On Raptors.com it shows 16 players on our roster, and that doesnt include Salmons or Garbojosa.

http://www.nba.com/raptors/roster/


----------



## speedythief (Jul 16, 2003)

mr hoopster said:


> I think we are over the 15 player limit, aren't we?
> 
> On Raptors.com it shows 16 players on our roster, and that doesnt include Salmons or Garbojosa.
> 
> http://www.nba.com/raptors/roster/


No Alvin Williams, Mike James, Loren Woods, Pape Sow, Darrick Martin, and possibly Andre Barrett.

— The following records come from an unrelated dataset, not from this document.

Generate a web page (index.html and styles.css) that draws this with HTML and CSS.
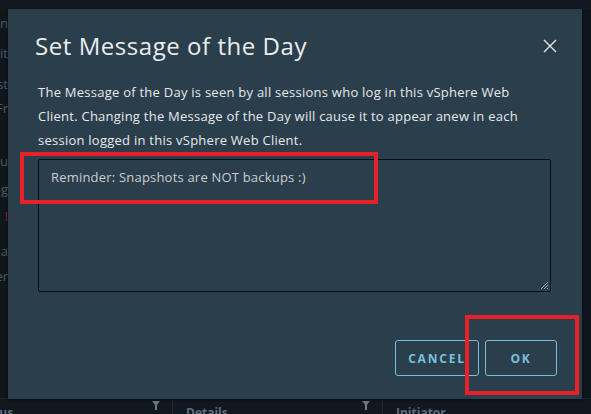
FILE: index.html
```html
<!DOCTYPE html>
<html>
<head>
<meta charset="utf-8">
<link rel="stylesheet" href="styles.css">
</head>
<body>
<div class="page">
  <div class="top-strip"></div>
  <div class="main">
    <div class="side">
      <div class="frag f1">Open</div>
      <div class="frag f2">Edit</div>
      <div class="frag f3">Host</div>
      <div class="frag f4">Fr</div>
      <div class="frag f5">Edu</div>
      <div class="frag f6">Log</div>
      <div class="frag f7 red">!</div>
      <div class="frag f8">Upda</div>
      <div class="frag f9">Ser</div>
    </div>
  </div>
  <div class="table-head">
    <div class="col c1"><span class="hd">Status</span><span class="filter"></span></div>
    <div class="col c2"><span class="hd">Details</span><span class="filter"></span></div>
    <div class="col c3"><span class="hd">Initiator</span></div>
  </div>
</div>

<div class="backdrop">
  <div class="modal">
    <div class="modal-header">
      <h1 class="title">Set Message of the Day</h1>
      <button class="close" aria-label="Close">
        <svg width="14" height="14" viewBox="0 0 14 14"><path d="M1 1 L13 13 M13 1 L1 13" stroke="#e6e6e6" stroke-width="1.4" fill="none"/></svg>
      </button>
    </div>
    <div class="modal-body">
      <p class="desc">The Message of the Day is seen by all sessions who log in this vSphere Web Client. Changing the Message of the Day will cause it to appear anew in each session logged in this vSphere Web Client.</p>
      <div class="textarea">
        <span class="ta-text">Reminder: Snapshots are NOT backups :)</span>
        <svg class="grip" width="9" height="9" viewBox="0 0 9 9"><path d="M8 1 L1 8 M8 4 L4 8 M8 7 L7 8" stroke="#9aa6b0" stroke-width="1" fill="none"/></svg>
      </div>
    </div>
    <div class="modal-footer">
      <button class="btn">CANCEL</button>
      <button class="btn ok">OK</button>
    </div>
  </div>
</div>

<div class="mark m1"></div>
<div class="mark m2"></div>
</body>
</html>
```

FILE: styles.css
```css
html, body {
  margin: 0;
  padding: 0;
  width: 591px;
  height: 414px;
  overflow: hidden;
  background: #0f151a;
  font-family: "Open Sans", "Noto Sans", sans-serif;
}

.page {
  width: 591px;
  height: 414px;
  display: flex;
  flex-direction: column;
  background: #0f151a;
  overflow: hidden;
}

.top-strip {
  height: 9px;
  background: #12181e;
}

.main {
  flex: 1;
  display: flex;
}

.side {
  width: 8px;
  overflow: hidden;
  position: relative;
  background: #10171c;
}

.frag {
  position: absolute;
  right: 0;
  font-size: 13px;
  color: #4b5a68;
  white-space: nowrap;
}
.f1 { top: 5px; }
.f2 { top: 35px; }
.f3 { top: 66px; }
.f4 { top: 90px; }
.f5 { top: 143px; }
.f6 { top: 171px; }
.f7 { top: 198px; color: #8a2a2a; }
.f8 { top: 233px; }
.f9 { top: 258px; }

.table-head {
  height: 15px;
  display: flex;
  background: #111820;
  border-top: 1px solid #1b242c;
  overflow: hidden;
}

.col {
  display: flex;
  align-items: flex-start;
  padding-left: 13px;
  border-right: 1px solid #1e2830;
  position: relative;
  box-sizing: border-box;
}
.c1 { width: 211px; margin-left: -38px; flex: none; }
.c2 { width: 210px; flex: none; }
.c3 { flex: 1; border-right: none; }

.hd {
  font-size: 12px;
  font-weight: 700;
  color: #5d6d7d;
  line-height: 16px;
  padding-top: 6px;
}

.filter {
  position: absolute;
  right: 12px;
  top: 2px;
  width: 0;
  height: 0;
  border-left: 4px solid transparent;
  border-right: 4px solid transparent;
  border-top: 5px solid #6f7c88;
}
.filter::after {
  content: "";
  position: absolute;
  left: -1px;
  top: -1px;
  width: 2px;
  height: 5px;
  background: #6f7c88;
}

.backdrop {
  position: absolute;
  inset: 0;
}

.modal {
  position: absolute;
  left: 8px;
  top: 9px;
  width: 574px;
  height: 390px;
  background: #2b3e4b;
  box-shadow: 0 1px 3px rgba(0,0,0,0.5);
  display: flex;
  flex-direction: column;
  box-sizing: border-box;
  padding: 0 30px 0 30px;
}

.modal-header {
  display: flex;
  align-items: center;
  justify-content: space-between;
  padding-top: 21px;
  height: 31px;
}

.title {
  margin: 0;
  margin-left: -3px;
  font-size: 24px;
  font-weight: 400;
  color: #e9ecee;
  letter-spacing: 0.55px;
}

.close {
  background: none;
  border: none;
  padding: 0;
  margin-right: -5px;
  width: 14px;
  height: 14px;
  display: flex;
}

.modal-body {
  padding-top: 19px;
}

.desc {
  margin: 0;
  font-size: 13px;
  line-height: 24px;
  color: #e6e9eb;
  letter-spacing: 0.25px;
  max-width: 505px;
}

.textarea {
  margin-top: 7px;
  height: 133px;
  width: 513px;
  box-sizing: border-box;
  border: 1px solid #0a0d10;
  border-radius: 2px;
  padding: 5px 12px;
  position: relative;
}

.ta-text {
  font-size: 13px;
  color: #c9ced2;
  line-height: 20px;
  letter-spacing: 0.2px;
}

.grip {
  position: absolute;
  right: 1px;
  bottom: 1px;
}

.modal-footer {
  display: flex;
  justify-content: flex-end;
  gap: 6px;
  margin-top: auto;
  padding-bottom: 23px;
  margin-right: -5px;
}

.btn {
  height: 36px;
  box-sizing: border-box;
  border: 1px solid #79c0dc;
  border-radius: 3px;
  background: transparent;
  color: #79c0dc;
  font-family: "Open Sans", "Noto Sans", sans-serif;
  font-size: 12px;
  font-weight: 700;
  letter-spacing: 1.8px;
  padding: 0 8px;
  width: 84px;
}
.btn.ok { width: 72px; }

.mark {
  position: absolute;
  border: 4px solid #e8202a;
  box-sizing: border-box;
}
.m1 { left: 20px; top: 152px; width: 358px; height: 52px; }
.m2 { left: 465px; top: 315px; width: 114px; height: 80px; }
```
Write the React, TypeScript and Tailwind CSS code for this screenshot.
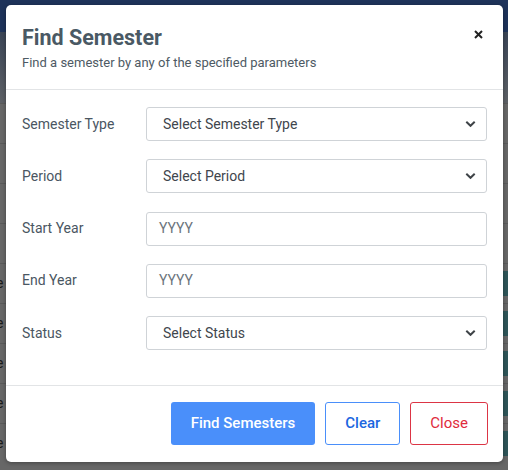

If we do sign Jorge, we're at 12. 13 with Barrett on the IL.

Ford/Calderon
Salmons/Parker/Tucker
Peterson/Graham
Bosh/Garbajosa/Humphries
Nesterovic/Bargnani


----------



## aizn (Jun 19, 2005)

MVP_23 said:


> with, salmons,peterson,graham,pj tucker,parker,.....dats alot at the 2/3 position somebody gettin traded


what's wrong with depth?

and PJ tucker may be heading down to the NBDL this year.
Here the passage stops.